Su itinerario, por supuesto, está dramatizado. Kaja, que se ha peleado con su hermana, se pasará todo el filme buscándola mientras intenta sobrevivir, y su trayecto está jalonado de momentos climáticos. En descargo de Poppe, también hay tiempos muertos en los que la espera se hace insoportable, y el rigor del dispositivo se mantiene, el tiempo se suspende mientras los disparos se oyen a lo lejos. Ser fiel a tan restrictivo planteamiento implica un problema de punto de vista, una pregunta que resulta complicado responder: ¿a quién representa esa cámara que se agacha cuando la protagonista lo hace, que observa pero que está a salvo, que está y no está al lado de las víctimas? ¿Cuáles son las implicaciones morales de la elección de ese dispositivo, tan propio de la retórica visual de los videojuegos? ¿No se está frivolizando el horror de la situación, el pánico que sentían las víctimas, convirtiéndolo en un espectáculo experiencial? ¿O al contrario, se nos está concienciando de los efectos de una violencia que se está volviendo cotidiana?
Como en «Elephant», de Gus Van Sant, somos presencia espectral, proyección transparente de nuestra angustia.

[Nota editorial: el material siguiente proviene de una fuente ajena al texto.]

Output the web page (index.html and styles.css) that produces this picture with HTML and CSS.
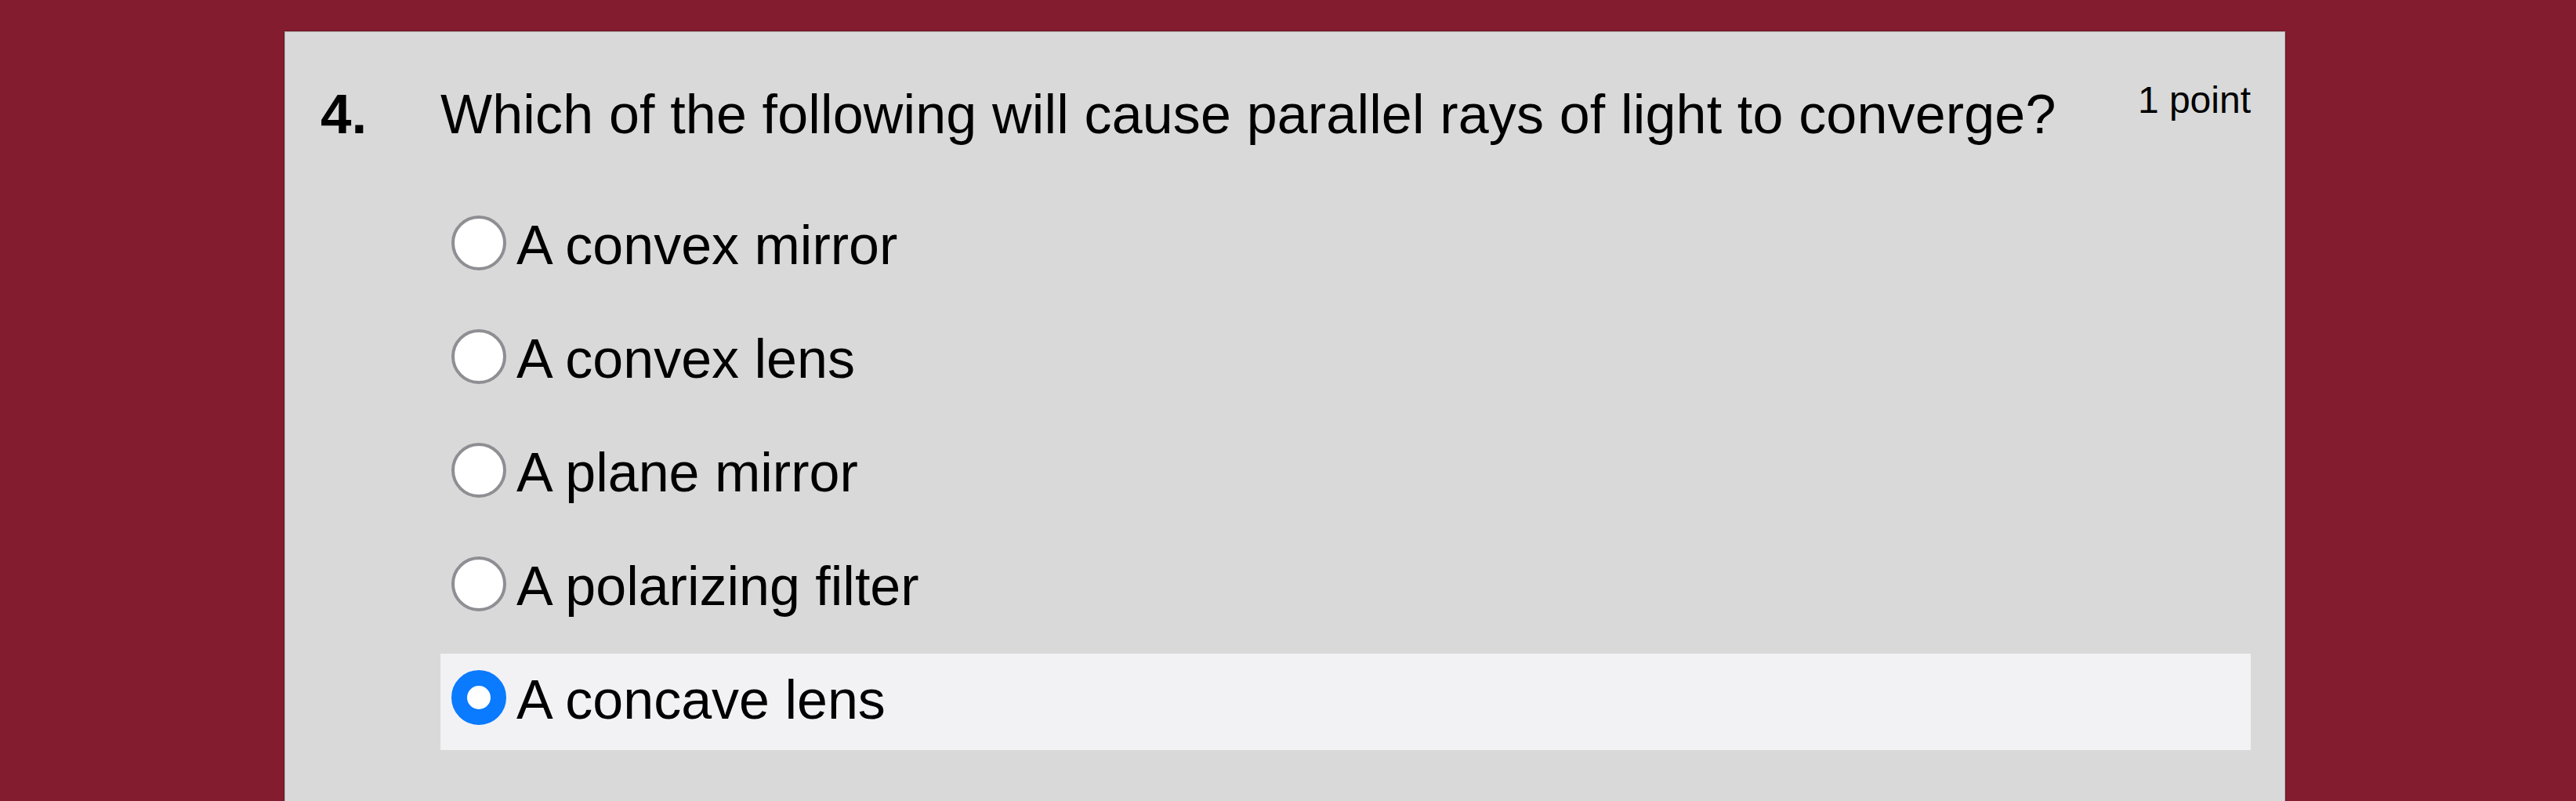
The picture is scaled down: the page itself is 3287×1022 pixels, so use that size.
FILE: index.html
```html
<!DOCTYPE html>
<html lang="en">
<head>
<meta charset="utf-8">
<title>Question 4</title>
<link rel="stylesheet" href="styles.css">
</head>
<body>
<div class="card">
  <div class="num">4.</div>
  <div class="main">
    <div class="header">
      <div class="question">Which of the following will cause parallel rays of light to converge?</div>
      <div class="points">1 point</div>
    </div>
    <div class="options">
      <div class="option"><span class="radio"></span><span class="label">A convex mirror</span></div>
      <div class="option"><span class="radio"></span><span class="label">A convex lens</span></div>
      <div class="option"><span class="radio"></span><span class="label">A plane mirror</span></div>
      <div class="option"><span class="radio"></span><span class="label">A polarizing filter</span></div>
      <div class="option selected"><span class="radio"></span><span class="label">A concave lens</span></div>
    </div>
  </div>
</div>
</body>
</html>
```

FILE: styles.css
```css
html, body {
  margin: 0;
  padding: 0;
  background: #821c2e;
  overflow: hidden;
  height: 1022px;
}

body {
  font-family: "Liberation Sans", Arial, Helvetica, sans-serif;
  color: #000;
}

.card {
  box-sizing: border-box;
  width: 2553px;
  margin: 40px 0 0 363px;
  padding: 63px 43px 200px 45px;
  background: #d9d9d9;
  border: 1px solid #b3b3b3;
  box-shadow: 0 0 2px rgba(0, 0, 0, 0.35);
  display: flex;
}

.num {
  width: 153px;
  flex: none;
  font-size: 71px;
  font-weight: bold;
  line-height: 84px;
}

.main {
  flex: 1;
  display: flex;
  flex-direction: column;
}

.header {
  display: flex;
  justify-content: space-between;
  align-items: flex-start;
}

.question {
  font-size: 70px;
  line-height: 84px;
  letter-spacing: 0.16px;
}

.points {
  font-size: 48px;
  line-height: 48px;
}

.options {
  margin-top: 66px;
  display: flex;
  flex-direction: column;
  gap: 22px;
}

.option {
  display: flex;
  align-items: flex-start;
  padding: 17px 14px 22px;
}

.option.selected {
  background: #f2f2f4;
}

.radio {
  box-sizing: border-box;
  flex: none;
  width: 70px;
  height: 70px;
  margin-top: 4px;
  margin-right: 13px;
  border-radius: 50%;
  background: #fff;
  border: 4px solid #8e8e93;
}

.option.selected .radio {
  border: 20px solid #0a7aff;
}

.label {
  font-size: 70px;
  line-height: 84px;
}
```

A pesar de que comete el error de cerrar demasiado la historia que cuenta –pura ficción inspirada en testimonios reales–, Poppe le saca mucho partido al dispositivo, sobre todo en la construcción de un fuera de campo infinito –solo vemos una vez al asesino, como una figura amenazante en lo alto de un acantilado– a través del sonido de los disparos que avanzan por un espacio que no conocemos. El terrorismo no merece una imagen propia, quizás porque empapa todo lo visible. Su virtualidad no se diferencia tanto de esa mirada flotante que es la nuestra, capaz de registrar el dolor de las víctimas sin poder echarles una mano.
Un cinesta de lo literal
En «7 días en Entebbe» los terroristas son Daniel Brühl y Rosamund Pike. Explican sus objetivos, fuman, beben, ponen cara de circunstancias y dudan de sus acciones. Tal vez porque pertenecen a otra época, la analógica, y José Padilha, que ganó el Oso de Oro hace diez años con «Tropa de élite», es un cineasta de lo literal. Padilha asegura que solo le importan los hechos, no las ideologías: está documentado que Israel, que en esa época se negaba a negociar con terroristas, está cerca de ejercer el terrorismo de Estado –sus dirigentes saben que la operación para matar a los secuestradores puede llevarse por delante a muchos rehenes–. El problema de este «7 días en Entebbe» no es su neutral enfoque del tema sino su torpeza telefílmica, que no la diferencia demasiado de los productos («Victoria en Entebbe») que explotaron el secuestro a poco de ocurrir, y sus pretensiones alegóricas. A Padilha no se le ocurre mejor idea que sacarse de la manga un número de danza contemporánea como metáfora del conflicto judío-palestino, y montarlo en paralelo al clímax final, para poner su sello de autor a una historia que la urgencia de la actualidad ha vuelto caduca.